* begin *

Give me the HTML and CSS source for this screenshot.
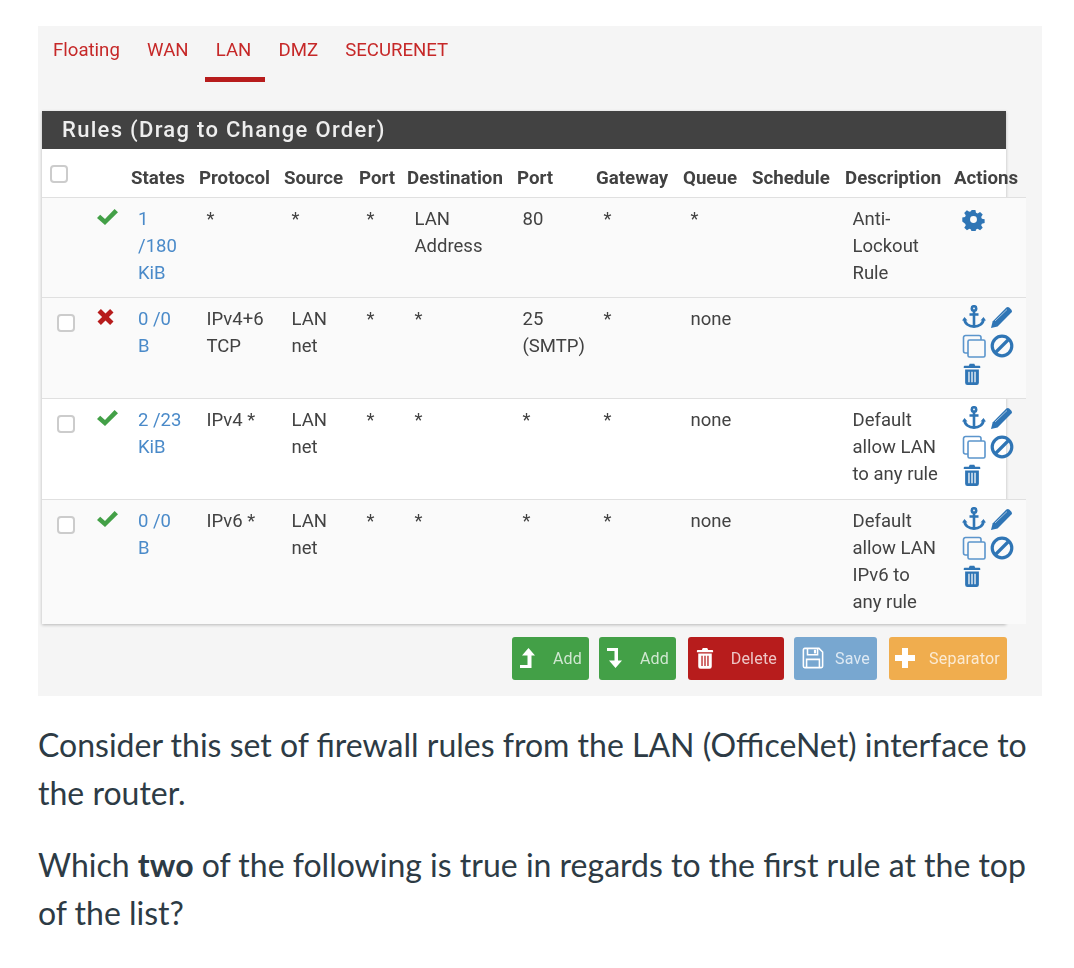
FILE: index.html
```html
<!DOCTYPE html>
<html lang="en">

<head>
    <meta charset="UTF-8" />
    <title>Firewall rules question</title>
    <link rel="stylesheet" href="styles.css">
</head>

<body>
    <svg class="sprites" width="0" height="0">
        <symbol id="i-check" viewBox="0 0 21 16"><polygon points="0,9 3.2,5.8 8,10 17.6,0 21,3.2 8,16" /></symbol>
        <symbol id="i-cross" viewBox="0 0 16 16"><path d="M0 3.4 3.4 0 8 4.6 12.6 0 16 3.4 11.4 8 16 12.6 12.6 16 8 11.4 3.4 16 0 12.6 4.6 8z" /></symbol>
        <symbol id="i-gear" viewBox="0 0 24 24"><path fill-rule="evenodd" d="M9.8 1h4.4l.7 3.2 1.9.8 2.8-1.8 3.1 3.1-1.8 2.8.8 1.9 3.2.7v4.4l-3.2.7-.8 1.9 1.8 2.8-3.1 3.1-2.8-1.8-1.9.8-.7 3.2H9.8l-.7-3.2-1.9-.8-2.8 1.8-3.1-3.1 1.8-2.8-.8-1.9L-1 14.2V9.8l3.2-.7.8-1.9-1.8-2.8 3.1-3.1 2.8 1.8 1.9-.8zM12 8a4 4 0 1 0 0 8 4 4 0 0 0 0-8z" transform="translate(1.2 1.2) scale(.9)" /></symbol>
        <symbol id="i-anchor" viewBox="0 0 24 24"><g fill="none" stroke="currentColor" stroke-width="2.6"><circle cx="12" cy="3.4" r="2.2" /><path d="M12 6v16M7.5 9.5h9M2.5 14c0 4.6 4.4 7.6 9.5 7.6s9.500-3 9.500-7.600" /></g><path d="M0 15.500 2.500 12 5.500 15.500zM18.500 15.500 21.500 12 24 15.500z" /></symbol>
        <symbol id="i-pencil" viewBox="0 0 24 24"><path d="M1 23l1.600-6.600L16.400 2.600a2 2 0 0 1 2.800 0l2.200 2.200a2 2 0 0 1 0 2.800L7.600 21.400z" /><path d="M5 16 17 4.500" stroke="#fafafa" stroke-width="1" opacity=".6" /></symbol>
        <symbol id="i-copy" viewBox="0 0 24 24"><g fill="none" stroke="#5b95cc" stroke-width="1.600"><path d="M6 19H3.500A2 2 0 0 1 1.500 17V3.500A2 2 0 0 1 3.500 1.500H17A2 2 0 0 1 19 3.500V6" /><rect x="6" y="6" width="17" height="17" rx="1.500" /></g></symbol>
        <symbol id="i-ban" viewBox="0 0 24 24"><g fill="none" stroke="currentColor" stroke-width="3.200"><circle cx="12" cy="12" r="9.800" /><path d="M5.500 18.500 18.500 5.500" /></g></symbol>
        <symbol id="i-trash" viewBox="0 0 20 24"><path fill-rule="evenodd" d="M6.500 3 7.500.8h5L13.500 3H18a1 1 0 0 1 1 1v1.500H1V4a1 1 0 0 1 1-1zM2.500 7h15v14.500A2.500 2.500 0 0 1 15 24H5a2.500 2.500 0 0 1-2.500-2.500zM6 9.500v11.500h1.400V9.500zM9.300 9.500v11.500h1.400V9.500zM12.600 9.500v11.500h1.400V9.500z" /></symbol>
        <symbol id="i-up" viewBox="0 0 15 20"><path d="M8.500 0 15 7.500h-3.500V20H0v-3h7.500V7.500H2z" /></symbol>
        <symbol id="i-down" viewBox="0 0 15 20"><path d="M0 0h11v12.500h4L8.500 20 2 12.500h5.500V3H0z" /></symbol>
        <symbol id="i-save" viewBox="0 0 24 24"><g fill="none" stroke="currentColor" stroke-width="1.700"><path d="M1.500 3A1.500 1.500 0 0 1 3 1.500h15.500l4 4V21a1.500 1.500 0 0 1-1.500 1.500H3A1.500 1.500 0 0 1 1.500 21z" /><path d="M6 1.500v7h11v-7M5 22.500v-9h14v9" /></g><rect x="13" y="3" width="2.400" height="4" /></symbol>
        <symbol id="i-plus" viewBox="0 0 20 20"><path d="M7 0h6v7h7v6h-7v7H7v-7H0V7h7z" /></symbol>
    </svg>

    <div class="figure">
        <ul class="tabs">
            <li>Floating</li>
            <li>WAN</li>
            <li class="active">LAN</li>
            <li>DMZ</li>
            <li>SECURENET</li>
        </ul>

        <div class="panel">
            <h2 class="panel-title">Rules (Drag to Change Order)</h2>
            <table class="rules">
                <colgroup>
                    <col class="c-select">
                    <col class="c-status">
                    <col class="c-states">
                    <col class="c-protocol">
                    <col class="c-source">
                    <col class="c-port">
                    <col class="c-dest">
                    <col class="c-dport">
                    <col class="c-gateway">
                    <col class="c-queue">
                    <col class="c-schedule">
                    <col class="c-desc">
                    <col class="c-actions">
                </colgroup>
                <thead>
                    <tr>
                        <th class="head-select"><input type="checkbox" class="box"></th>
                        <th></th>
                        <th>States</th>
                        <th>Protocol</th>
                        <th>Source</th>
                        <th>Port</th>
                        <th>Destination</th>
                        <th class="head-dport">Port</th>
                        <th>Gateway</th>
                        <th>Queue</th>
                        <th>Schedule</th>
                        <th>Description</th>
                        <th>Actions</th>
                    </tr>
                </thead>
                <tbody>
                    <tr class="shaded">
                        <td></td>
                        <td class="status"><svg class="ic-check"><use href="#i-check" /></svg></td>
                        <td class="states">1<br>/180<br>KiB</td>
                        <td>*</td>
                        <td>*</td>
                        <td>*</td>
                        <td>LAN<br>Address</td>
                        <td>80</td>
                        <td>*</td>
                        <td>*</td>
                        <td></td>
                        <td>Anti-<br>Lockout<br>Rule</td>
                        <td>
                            <svg class="ic-gear"><use href="#i-gear" /></svg>
                        </td>
                    </tr>
                    <tr class="shaded">
                        <td class="select"><input type="checkbox" class="box"></td>
                        <td class="status"><svg class="ic-cross"><use href="#i-cross" /></svg></td>
                        <td class="states">0 /0<br>B</td>
                        <td>IPv4+6<br>TCP</td>
                        <td>LAN<br>net</td>
                        <td>*</td>
                        <td>*</td>
                        <td>25<br>(SMTP)</td>
                        <td>*</td>
                        <td>none</td>
                        <td></td>
                        <td></td>
                        <td>
                            <div class="actions">
                                <svg><use href="#i-anchor" /></svg>
                                <svg><use href="#i-pencil" /></svg>
                                <svg><use href="#i-copy" /></svg>
                                <svg><use href="#i-ban" /></svg>
                                <svg class="trash"><use href="#i-trash" /></svg>
                            </div>
                        </td>
                    </tr>
                    <tr>
                        <td class="select"><input type="checkbox" class="box"></td>
                        <td class="status"><svg class="ic-check"><use href="#i-check" /></svg></td>
                        <td class="states">2 /23<br>KiB</td>
                        <td>IPv4 *</td>
                        <td>LAN<br>net</td>
                        <td>*</td>
                        <td>*</td>
                        <td>*</td>
                        <td>*</td>
                        <td>none</td>
                        <td></td>
                        <td>Default<br>allow LAN<br>to any rule</td>
                        <td>
                            <div class="actions">
                                <svg><use href="#i-anchor" /></svg>
                                <svg><use href="#i-pencil" /></svg>
                                <svg><use href="#i-copy" /></svg>
                                <svg><use href="#i-ban" /></svg>
                                <svg class="trash"><use href="#i-trash" /></svg>
                            </div>
                        </td>
                    </tr>
                    <tr class="shaded">
                        <td class="select"><input type="checkbox" class="box"></td>
                        <td class="status"><svg class="ic-check"><use href="#i-check" /></svg></td>
                        <td class="states">0 /0<br>B</td>
                        <td>IPv6 *</td>
                        <td>LAN<br>net</td>
                        <td>*</td>
                        <td>*</td>
                        <td>*</td>
                        <td>*</td>
                        <td>none</td>
                        <td></td>
                        <td>Default<br>allow LAN<br>IPv6 to<br>any rule</td>
                        <td>
                            <div class="actions">
                                <svg><use href="#i-anchor" /></svg>
                                <svg><use href="#i-pencil" /></svg>
                                <svg><use href="#i-copy" /></svg>
                                <svg><use href="#i-ban" /></svg>
                                <svg class="trash"><use href="#i-trash" /></svg>
                            </div>
                        </td>
                    </tr>
                </tbody>
            </table>
        </div>

        <div class="buttons">
            <button class="btn btn-green"><svg class="arrow"><use href="#i-up" /></svg>Add</button>
            <button class="btn btn-green"><svg class="arrow"><use href="#i-down" /></svg>Add</button>
            <button class="btn btn-red"><svg class="btn-trash"><use href="#i-trash" /></svg>Delete</button>
            <button class="btn btn-blue"><svg class="btn-save"><use href="#i-save" /></svg>Save</button>
            <button class="btn btn-orange"><svg class="btn-plus"><use href="#i-plus" /></svg>Separator</button>
        </div>
    </div>

    <div class="question">
        <p>Consider this set of firewall rules from the LAN (OfficeNet) interface to the router.</p>
        <p>Which <strong>two</strong> of the following is true in regards to the first rule at the top of the list?</p>
    </div>
</body>

</html>
```

FILE: styles.css
```css
body {
    margin: 0;
    background-color: #fff;
    font-family: 'Roboto', sans-serif;
}

.sprites {
    position: absolute;
}

/* the figure is a scaled-up screenshot, so it is a little soft */
.figure {
    width: 1004px;
    height: 670px;
    margin: 26px 0 0 38px;
    padding-left: 4px;
    box-sizing: border-box;
    background-color: #f5f5f5;
    filter: blur(0.5px);
}

/* tabs */
.tabs {
    display: flex;
    height: 85px;
    margin: 0;
    padding: 0;
    list-style: none;
    color: #c62828;
    font-size: 18.600px;
}

.tabs li {
    height: 40px;
    padding: 11px 13.600px 0;
    line-height: 27px;
}

.tabs li.active {
    margin-left: 2.600px;
    padding-left: 11px;
    border-bottom: 5px solid #b71c1c;
}

.tabs li:first-child {
    padding-left: 11px;
}

/* rules panel */
.panel {
    width: 964px;
    background-color: #fff;
    box-shadow: 0 1px 3px rgba(0, 0, 0, 0.25);
}

.panel-title {
    height: 38px;
    margin: 0;
    padding-left: 20px;
    background-color: #424242;
    color: #eee;
    font-size: 22px;
    font-weight: 500;
    line-height: 38px;
    letter-spacing: 1.300px;
}

.rules {
    width: 984px;
    table-layout: fixed;
    border-collapse: collapse;
    color: #424242;
    font-size: 18.500px;
    line-height: 27px;
}

.c-select { width: 46px; }
.c-status { width: 43px; }
.c-states { width: 68px; }
.c-protocol { width: 85px; }
.c-source { width: 75px; }
.c-port { width: 48px; }
.c-dest { width: 108px; }
.c-dport { width: 81px; }
.c-gateway { width: 87px; }
.c-queue { width: 69px; }
.c-schedule { width: 93px; }
.c-desc { width: 109px; }
.c-actions { width: 72px; }

.rules th {
    height: 48px;
    padding: 0 0 5px 0;
    box-sizing: border-box;
    border-bottom: 1px solid #e0e0e0;
    color: #424242;
    font-size: 18.700px;
    font-weight: 700;
    text-align: left;
    vertical-align: bottom;
    white-space: nowrap;
}

.rules th.head-select {
    padding: 0 0 14px 8px;
}

.rules th.head-dport {
    padding-left: 2px;
}

.rules td {
    padding: 8px 0 10px 7.500px;
    border-bottom: 1px solid #e0e0e0;
    vertical-align: top;
    white-space: nowrap;
}

.rules tbody tr:last-child td {
    padding-bottom: 8px;
    border-bottom: none;
}

.shaded {
    background-color: #fafafa;
}

.rules td.states {
    padding-left: 7px;
    color: #4a8ac9;
}

.rules td.select {
    padding: 16px 0 0 15px;
}

.rules td.status {
    padding: 11px 0 0 9px;
}

.box {
    display: block;
    width: 18px;
    height: 18px;
    margin: 0;
    appearance: none;
    box-sizing: border-box;
    border: 2px solid #ccc;
    border-radius: 4px;
    background-color: #fff;
}

.ic-check {
    display: block;
    width: 21px;
    height: 16px;
    fill: #43a047;
}

.ic-cross {
    display: block;
    width: 17px;
    height: 16px;
    fill: #b71c1c;
}

.ic-gear {
    display: block;
    width: 23px;
    height: 23px;
    margin-top: 2px;
    fill: #2f75b5;
}

.actions {
    display: grid;
    grid-template-columns: 28px 24px;
    grid-auto-rows: 29px;
    height: 83px;
    margin-top: -1px;
    color: #2f75b5;
    fill: #2f75b5;
}

.actions svg {
    width: 24px;
    height: 24px;
}

.actions .trash {
    width: 20px;
    height: 22px;
}

/* buttons */
.buttons {
    display: flex;
    justify-content: flex-end;
    gap: 10px;
    width: 965px;
    margin-top: 13px;
}

.btn {
    display: flex;
    align-items: center;
    justify-content: space-between;
    height: 43px;
    padding: 0 7px 0 8px;
    border: none;
    border-radius: 3px;
    color: rgba(255, 255, 255, 0.75);
    font-family: 'Roboto', sans-serif;
    font-size: 16px;
    letter-spacing: 0.2px;
}

.btn svg {
    flex: none;
    fill: #fff;
    color: #fff;
}

.btn-green {
    width: 77px;
    background-color: #43a047;
}

.btn-red {
    width: 96px;
    margin-left: 2px;
    background-color: #b71c1c;
}

.btn-blue {
    width: 83px;
    background-color: #78a7d0;
}

.btn-orange {
    width: 118px;
    margin-left: 2px;
    padding-left: 6px;
    background-color: #f0ad4e;
}

.arrow {
    width: 15px;
    height: 20px;
}

.btn-trash {
    width: 18px;
    height: 22px;
}

.btn-save {
    width: 22px;
    height: 22px;
}

.btn-plus {
    width: 20px;
    height: 20px;
}

/* question text */
.question {
    margin: 25px 40px 0 38px;
    color: #2d3b45;
    font-family: 'Lato', sans-serif;
    font-size: 32px;
    line-height: 48px;
}

.question p {
    margin: 0 0 24px;
}
```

* end *

For each line above that contains the word "this", copy that line.

Give me the HTML and CSS source for this screenshot.
        <p>Consider this set of firewall rules from the LAN (OfficeNet) interface to the router.</p>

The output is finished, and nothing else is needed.